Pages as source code

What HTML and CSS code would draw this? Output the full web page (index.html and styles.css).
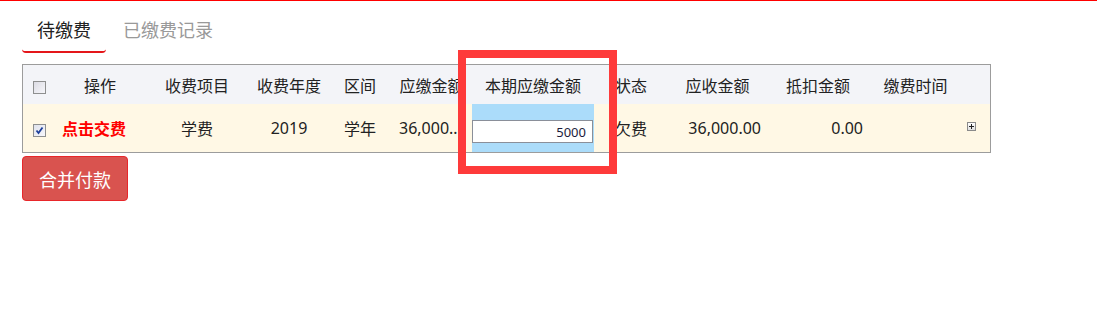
FILE: index.html
```html
<!DOCTYPE html>
<html>
<head>
<meta charset="utf-8">
<link rel="stylesheet" href="styles.css">
</head>
<body>
<div class="topline"></div>
<div class="page">
  <div class="tabs">
    <span class="tab active">待缴费</span>
    <span class="tab">已缴费记录</span>
  </div>

  <div class="grid-wrap">
    <table class="grid">
      <colgroup>
        <col style="width:32px">
        <col style="width:90px">
        <col style="width:104px">
        <col style="width:80px">
        <col style="width:62px">
        <col style="width:81px">
        <col style="width:122px">
        <col style="width:74px">
        <col style="width:99px">
        <col style="width:102px">
        <col style="width:93px">
        <col style="width:28px">
      </colgroup>
      <thead>
        <tr>
          <th><span class="chk"></span></th>
          <th>操作</th>
          <th>收费项目</th>
          <th>收费年度</th>
          <th>区间</th>
          <th>应缴金额</th>
          <th>本期应缴金额</th>
          <th>状态</th>
          <th>应收金额</th>
          <th>抵扣金额</th>
          <th>缴费时间</th>
          <th></th>
        </tr>
      </thead>
      <tbody>
        <tr>
          <td><span class="chk checked"><svg width="9" height="9" viewBox="0 0 9 9"><path d="M1.5 4.5 L3.5 7 L7.5 1.5" fill="none" stroke="#1d3f9a" stroke-width="1.8"/></svg></span></td>
          <td class="pay"><a>点击交费</a></td>
          <td>学费</td>
          <td>2019</td>
          <td>学年</td>
          <td class="clip">36,000.00</td>
          <td class="edit"><input class="amount" type="text" value="5000"></td>
          <td>欠费</td>
          <td class="num">36,000.00</td>
          <td class="num">0.00</td>
          <td></td>
          <td class="more"><span class="plus"></span></td>
        </tr>
      </tbody>
    </table>
    <div class="mark"></div>
  </div>

  <button class="btn-pay">合并付款</button>
</div>
</body>
</html>
```

FILE: styles.css
```css
body {
  margin: 0;
  font-family: "Noto Sans", "Noto Sans CJK SC", sans-serif;
  color: #222;
  background: #fff;
}
.topline {
  height: 1px;
  background: #f00;
}
.page {
  padding: 0 22px;
}
.tabs {
  padding-top: 17px;
  display: flex;
}
.tab {
  font-size: 18px;
  line-height: 24px;
  padding: 0 15px 9px;
  color: #999;
  border-bottom: 2px solid transparent;
}
.tab.active {
  color: #222;
  border-bottom-color: #e4161a;
  border-radius: 0 0 4px 4px;
}
.tab + .tab {
  margin-left: 2px;
}

.grid-wrap {
  position: relative;
  margin-top: 11px;
}
.grid {
  width: 969px;
  table-layout: fixed;
  border-collapse: separate;
  border-spacing: 0;
  border: 1px solid #9c9c9c;
  font-size: 16px;
}
.grid th {
  height: 39px;
  padding: 0;
  font-weight: normal;
  color: #222;
  background: #f3f4f8;
  text-align: center;
  white-space: nowrap;
  overflow: hidden;
}
.grid td {
  height: 48px;
  padding: 0;
  background: #fff8e5;
  text-align: center;
  white-space: nowrap;
}
.grid td.pay {
  padding-right: 12px;
}
.pay a {
  color: #f00;
  font-weight: bold;
}
.grid td.clip {
  padding: 0 8px;
  overflow: hidden;
  text-overflow: ellipsis;
}
.grid td.num {
  text-align: right;
  padding-right: 6px;
}
.grid td.edit {
  height: 32px;
  background: #abdcfa;
  vertical-align: top;
  padding-top: 16px;
  text-align: left;
  line-height: 0;
}
.amount {
  box-sizing: border-box;
  width: 121px;
  height: 23px;
  margin: 0;
  border: 1px solid #8a8f99;
  padding: 0 6px;
  font-family: "Noto Sans", sans-serif;
  font-size: 13px;
  color: #1c1c3c;
  text-align: right;
  background: #fff;
}
.grid td.more {
  text-align: left;
  padding-left: 5px;
}

.chk {
  display: inline-block;
  box-sizing: border-box;
  width: 13px;
  height: 13px;
  border: 1px solid #8e8f8f;
  background: linear-gradient(135deg, #dcdce4, #f6f6fa);
  vertical-align: middle;
  position: relative;
  top: 1px;
}
.chk.checked {
  background: linear-gradient(135deg, #dfe2ec, #f7f7fb);
}
.chk svg {
  display: block;
  margin: 1px 0 0 1px;
}
.plus {
  display: inline-block;
  box-sizing: border-box;
  width: 9px;
  height: 9px;
  border: 1px solid #8a8a8a;
  background: linear-gradient(#fff, #dedede);
  position: relative;
  vertical-align: middle;
  top: -3px;
}
.plus::before,
.plus::after {
  content: "";
  position: absolute;
  background: #222;
}
.plus::before {
  left: 1px;
  top: 3px;
  width: 5px;
  height: 1px;
}
.plus::after {
  left: 3px;
  top: 1px;
  width: 1px;
  height: 5px;
}

.mark {
  position: absolute;
  left: 436px;
  top: -14px;
  width: 143px;
  height: 108px;
  border: 8px solid #fe3a3a;
}

.btn-pay {
  display: block;
  margin-top: 3px;
  width: 106px;
  height: 45px;
  padding: 0;
  border: 1px solid #e8262a;
  border-radius: 4px;
  background: #d9534f;
  color: #fff;
  font-family: "Noto Sans CJK SC", sans-serif;
  font-size: 18px;
}
```
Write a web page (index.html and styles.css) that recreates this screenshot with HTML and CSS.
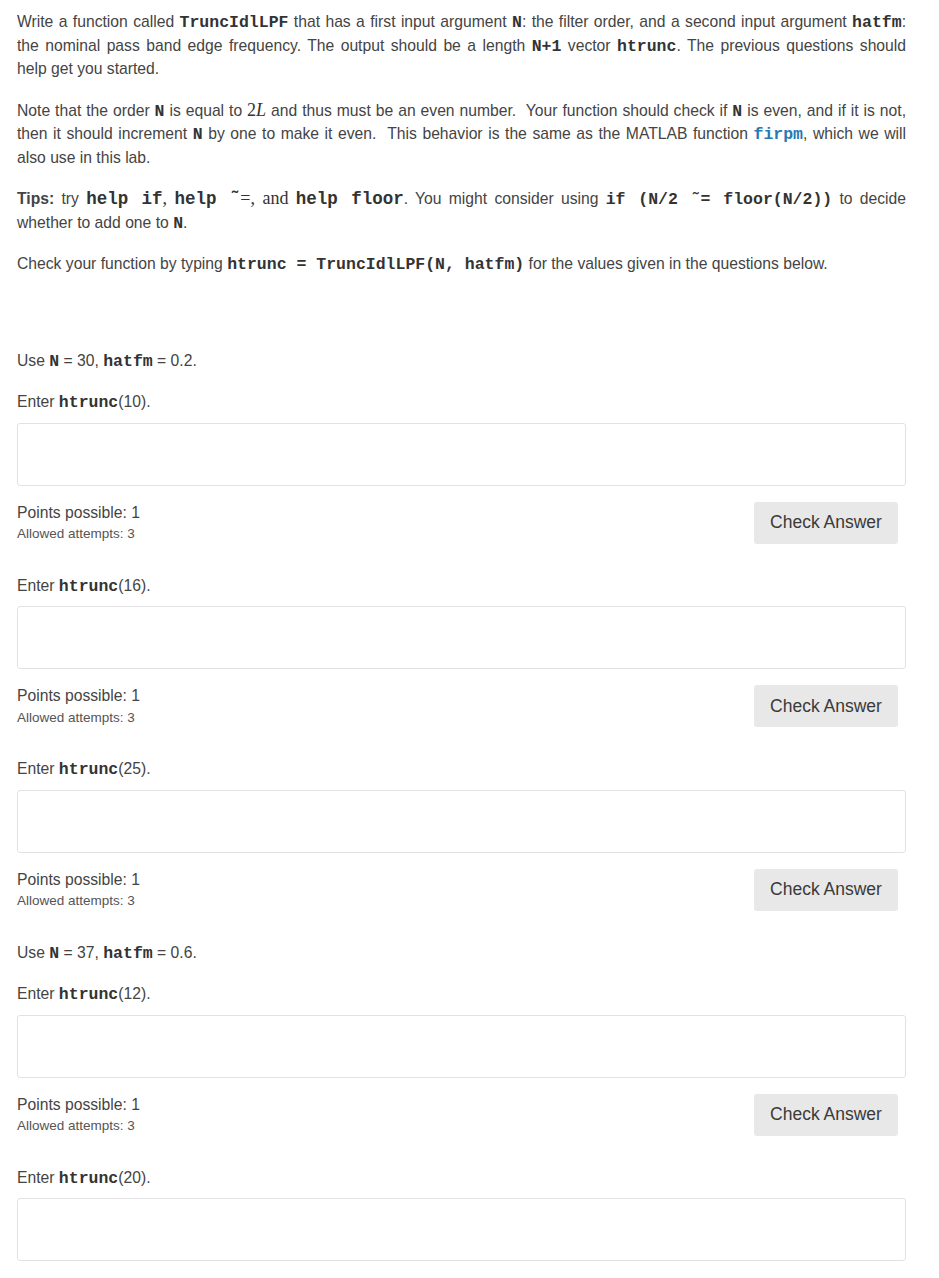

▶ [GIVEN PROBLEM]: Collect each line holding the string "this".

▶ [EXERCISE OUTPUT]:
What HTML and CSS code would draw this? Output the full web page (index.html and styles.css).
Write a web page (index.html and styles.css) that recreates this screenshot with HTML and CSS.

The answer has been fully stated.